◆ **Stated problem**
Copy all the entries below exactly, but not the pictures.

◆ **The records**

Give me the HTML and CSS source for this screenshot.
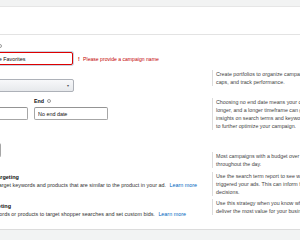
FILE: index.html
```html
<!DOCTYPE html>
<html lang="en">
<head>
    <meta charset="UTF-8">
    <title>Campaign settings</title>
    <link rel="stylesheet" href="styles.css">
</head>
<body>
    <div class="page">
        <div class="card">
            <div class="card-head">
                <h2>Settings</h2>
            </div>

            <div class="form">
                <!-- campaign name -->
                <div class="row row-name">
                    <div class="field">
                        <label class="label">Campaign name <span class="info"></span></label>
                        <div class="inline">
                            <input class="input input-error" type="text" value="Campaign - Home Favorites">
                            <span class="error"><b>!</b> Please provide a campaign name</span>
                        </div>
                    </div>
                </div>

                <!-- portfolio -->
                <div class="row row-portfolio">
                    <div class="field">
                        <label class="label">Portfolio <span class="info"></span></label>
                        <div class="select">No portfolio <span class="caret">&#9662;</span></div>
                    </div>
                    <div class="help">
                        Create portfolios to organize campaigns, set budget<br>
                        caps, and track performance.
                    </div>
                </div>

                <!-- dates -->
                <div class="row row-dates">
                    <div class="field dates">
                        <div class="date">
                            <label class="label">Start <span class="info"></span></label>
                            <input class="input input-date" type="text" value="Jun 4, 2024">
                        </div>
                        <div class="date">
                            <label class="label">End <span class="info"></span></label>
                            <input class="input input-date" type="text" value="No end date">
                        </div>
                    </div>
                    <div class="help">
                        Choosing no end date means your campaign can run<br>
                        longer, and a longer timeframe can give you more<br>
                        insights on search terms and keyword performance<br>
                        to further optimize your campaign.
                    </div>
                </div>

                <!-- budget -->
                <div class="row row-budget">
                    <div class="field">
                        <label class="label">Daily budget <span class="info"></span></label>
                        <input class="input input-budget" type="text" value="$">
                    </div>
                    <div class="help">
                        Most campaigns with a budget over $10 run<br>
                        throughout the day.
                    </div>
                </div>

                <!-- targeting -->
                <div class="row row-auto">
                    <div class="option">
                        <span class="radio"></span>
                        <div>
                            <div class="option-title">Automatic targeting</div>
                            <div class="option-text">Amazon will target keywords and products that are similar to the product in your ad. <a href="#">Learn more</a></div>
                        </div>
                    </div>
                    <div class="help">
                        Use the search term report to see which search terms<br>
                        triggered your ads. This can inform future bidding<br>
                        decisions.
                    </div>
                </div>

                <div class="row row-manual">
                    <div class="option">
                        <span class="radio"></span>
                        <div>
                            <div class="option-title">Manual targeting</div>
                            <div class="option-text">Choose keywords or products to target shopper searches and set custom bids. <a href="#">Learn more</a></div>
                        </div>
                    </div>
                    <div class="help">
                        Use this strategy when you know which keywords<br>
                        deliver the most value for your business.
                    </div>
                </div>
            </div>
        </div>
    </div>
</body>
</html>
```

FILE: styles.css
```css
* {
    margin: 0;
    padding: 0;
    box-sizing: border-box;
}

body {
    font-family: 'Liberation Sans', Arial, sans-serif;
    font-size: 5.3px;
    line-height: 8px;
    color: #333;
    background: #f2f3f3;
    overflow: hidden;
}

.page {
    width: 300px;
    height: 240px;
    padding-top: 6px;
    overflow: hidden;
}

.card {
    background: #fff;
    height: 224px;
    border-top: 1px solid #e6e6e6;
    border-bottom: 1px solid #dcdcdc;
}

.card-head {
    height: 28px;
    border-bottom: 1px solid #e3e3e3;
}

.card-head h2 {
    display: none;
}

.form {
    margin-left: -46px;
}

.row {
    display: grid;
    grid-template-columns: 258px 400px;
    align-items: start;
}

.row-name { height: 33px; padding-top: 7px; }
.row-portfolio { height: 28px; }
.row-dates { height: 37px; }
.row-budget { height: 37px; }
.row-auto { height: 28px; }
.row-manual { height: 24px; }

.label {
    display: flex;
    align-items: center;
    gap: 3px;
    height: 8px;
    font-weight: bold;
    color: #111;
    white-space: nowrap;
}

.info {
    display: inline-block;
    width: 4px;
    height: 4px;
    border: 0.6px solid #9a9a9a;
    border-radius: 50%;
}

.row-name .label { gap: 3px; }

.inline {
    display: flex;
    align-items: center;
    gap: 5px;
    margin-top: 2px;
}

.input {
    font-family: inherit;
    font-size: 5.4px;
    color: #111;
    height: 13px;
    padding: 0 3px;
    border: 1px solid #a6a6a6;
    border-top-color: #949494;
    border-radius: 2px;
    background: #fff;
    outline: none;
}

.input-error {
    width: 119px;
    border-color: #d00;
    box-shadow: 0 0 0 1px #c8d3e0;
}

.error {
    font-size: 5.1px;
    color: #c40000;
    white-space: nowrap;
}

.error b {
    margin-right: 2px;
}

.row-portfolio .field { padding-top: 2px; }

.select {
    margin-top: 1px;
    width: 120px;
    height: 13px;
    position: relative;
    padding: 0 3px;
    line-height: 11px;
    color: #111;
    border: 1px solid #adb1b8;
    border-radius: 2px;
    background: linear-gradient(#f7f8fa, #e7e9ec);
}

.caret {
    position: absolute;
    right: 4px;
    top: 0;
    font-size: 4px;
    color: #555;
}

.dates {
    display: flex;
    gap: 6px;
    padding-top: 1px;
}

.date .input {
    margin-top: 2px;
}

.input-date {
    width: 74px;
}

.row-budget .field { padding-top: 2px; }

.input-budget {
    width: 47px;
    height: 14px;
}

.option {
    display: flex;
    gap: 3px;
}

.radio {
    width: 10px;
    height: 10px;
    flex-shrink: 0;
    border: 1px solid #a6a6a6;
    border-radius: 50%;
}

.row-auto .option { padding-top: 3px; }
.row-manual .option { padding-top: 4px; }

.option-title {
    font-size: 5.5px;
    font-weight: bold;
    color: #111;
    white-space: nowrap;
}

.option-text {
    font-size: 5.4px;
    color: #333;
    white-space: nowrap;
}

.option-text a {
    color: #0066c0;
    text-decoration: none;
    margin-left: 2px;
}

.help {
    border-left: 1px solid #dcdcdc;
    padding-left: 3px;
    color: #444;
    white-space: nowrap;
}

.row-portfolio .help { margin-top: 2px; }
.row-dates .help { margin-top: 2px; }
.row-budget .help { margin-top: 19px; }
.row-auto .help { margin-top: 2px; }
.row-manual .help { margin-top: 1px; }
```
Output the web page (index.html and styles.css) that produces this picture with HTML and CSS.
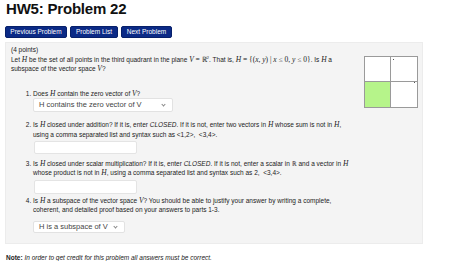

◆ **Task response**
Give me the HTML and CSS source for this screenshot.
FILE: index.html
```html
<!DOCTYPE html>
<html lang="en">
<head>
    <meta charset="UTF-8">
    <title>Campaign settings</title>
    <link rel="stylesheet" href="styles.css">
</head>
<body>
    <div class="page">
        <div class="card">
            <div class="card-head">
                <h2>Settings</h2>
            </div>

            <div class="form">
                <!-- campaign name -->
                <div class="row row-name">
                    <div class="field">
                        <label class="label">Campaign name <span class="info"></span></label>
                        <div class="inline">
                            <input class="input input-error" type="text" value="Campaign - Home Favorites">
                            <span class="error"><b>!</b> Please provide a campaign name</span>
                        </div>
                    </div>
                </div>

                <!-- portfolio -->
                <div class="row row-portfolio">
                    <div class="field">
                        <label class="label">Portfolio <span class="info"></span></label>
                        <div class="select">No portfolio <span class="caret">&#9662;</span></div>
                    </div>
                    <div class="help">
                        Create portfolios to organize campaigns, set budget<br>
                        caps, and track performance.
                    </div>
                </div>

                <!-- dates -->
                <div class="row row-dates">
                    <div class="field dates">
                        <div class="date">
                            <label class="label">Start <span class="info"></span></label>
                            <input class="input input-date" type="text" value="Jun 4, 2024">
                        </div>
                        <div class="date">
                            <label class="label">End <span class="info"></span></label>
                            <input class="input input-date" type="text" value="No end date">
                        </div>
                    </div>
                    <div class="help">
                        Choosing no end date means your campaign can run<br>
                        longer, and a longer timeframe can give you more<br>
                        insights on search terms and keyword performance<br>
                        to further optimize your campaign.
                    </div>
                </div>

                <!-- budget -->
                <div class="row row-budget">
                    <div class="field">
                        <label class="label">Daily budget <span class="info"></span></label>
                        <input class="input input-budget" type="text" value="$">
                    </div>
                    <div class="help">
                        Most campaigns with a budget over $10 run<br>
                        throughout the day.
                    </div>
                </div>

                <!-- targeting -->
                <div class="row row-auto">
                    <div class="option">
                        <span class="radio"></span>
                        <div>
                            <div class="option-title">Automatic targeting</div>
                            <div class="option-text">Amazon will target keywords and products that are similar to the product in your ad. <a href="#">Learn more</a></div>
                        </div>
                    </div>
                    <div class="help">
                        Use the search term report to see which search terms<br>
                        triggered your ads. This can inform future bidding<br>
                        decisions.
                    </div>
                </div>

                <div class="row row-manual">
                    <div class="option">
                        <span class="radio"></span>
                        <div>
                            <div class="option-title">Manual targeting</div>
                            <div class="option-text">Choose keywords or products to target shopper searches and set custom bids. <a href="#">Learn more</a></div>
                        </div>
                    </div>
                    <div class="help">
                        Use this strategy when you know which keywords<br>
                        deliver the most value for your business.
                    </div>
                </div>
            </div>
        </div>
    </div>
</body>
</html>
```

FILE: styles.css
```css
* {
    margin: 0;
    padding: 0;
    box-sizing: border-box;
}

body {
    font-family: 'Liberation Sans', Arial, sans-serif;
    font-size: 5.3px;
    line-height: 8px;
    color: #333;
    background: #f2f3f3;
    overflow: hidden;
}

.page {
    width: 300px;
    height: 240px;
    padding-top: 6px;
    overflow: hidden;
}

.card {
    background: #fff;
    height: 224px;
    border-top: 1px solid #e6e6e6;
    border-bottom: 1px solid #dcdcdc;
}

.card-head {
    height: 28px;
    border-bottom: 1px solid #e3e3e3;
}

.card-head h2 {
    display: none;
}

.form {
    margin-left: -46px;
}

.row {
    display: grid;
    grid-template-columns: 258px 400px;
    align-items: start;
}

.row-name { height: 33px; padding-top: 7px; }
.row-portfolio { height: 28px; }
.row-dates { height: 37px; }
.row-budget { height: 37px; }
.row-auto { height: 28px; }
.row-manual { height: 24px; }

.label {
    display: flex;
    align-items: center;
    gap: 3px;
    height: 8px;
    font-weight: bold;
    color: #111;
    white-space: nowrap;
}

.info {
    display: inline-block;
    width: 4px;
    height: 4px;
    border: 0.6px solid #9a9a9a;
    border-radius: 50%;
}

.row-name .label { gap: 3px; }

.inline {
    display: flex;
    align-items: center;
    gap: 5px;
    margin-top: 2px;
}

.input {
    font-family: inherit;
    font-size: 5.4px;
    color: #111;
    height: 13px;
    padding: 0 3px;
    border: 1px solid #a6a6a6;
    border-top-color: #949494;
    border-radius: 2px;
    background: #fff;
    outline: none;
}

.input-error {
    width: 119px;
    border-color: #d00;
    box-shadow: 0 0 0 1px #c8d3e0;
}

.error {
    font-size: 5.1px;
    color: #c40000;
    white-space: nowrap;
}

.error b {
    margin-right: 2px;
}

.row-portfolio .field { padding-top: 2px; }

.select {
    margin-top: 1px;
    width: 120px;
    height: 13px;
    position: relative;
    padding: 0 3px;
    line-height: 11px;
    color: #111;
    border: 1px solid #adb1b8;
    border-radius: 2px;
    background: linear-gradient(#f7f8fa, #e7e9ec);
}

.caret {
    position: absolute;
    right: 4px;
    top: 0;
    font-size: 4px;
    color: #555;
}

.dates {
    display: flex;
    gap: 6px;
    padding-top: 1px;
}

.date .input {
    margin-top: 2px;
}

.input-date {
    width: 74px;
}

.row-budget .field { padding-top: 2px; }

.input-budget {
    width: 47px;
    height: 14px;
}

.option {
    display: flex;
    gap: 3px;
}

.radio {
    width: 10px;
    height: 10px;
    flex-shrink: 0;
    border: 1px solid #a6a6a6;
    border-radius: 50%;
}

.row-auto .option { padding-top: 3px; }
.row-manual .option { padding-top: 4px; }

.option-title {
    font-size: 5.5px;
    font-weight: bold;
    color: #111;
    white-space: nowrap;
}

.option-text {
    font-size: 5.4px;
    color: #333;
    white-space: nowrap;
}

.option-text a {
    color: #0066c0;
    text-decoration: none;
    margin-left: 2px;
}

.help {
    border-left: 1px solid #dcdcdc;
    padding-left: 3px;
    color: #444;
    white-space: nowrap;
}

.row-portfolio .help { margin-top: 2px; }
.row-dates .help { margin-top: 2px; }
.row-budget .help { margin-top: 19px; }
.row-auto .help { margin-top: 2px; }
.row-manual .help { margin-top: 1px; }
```
Output the web page (index.html and styles.css) that produces this picture with HTML and CSS.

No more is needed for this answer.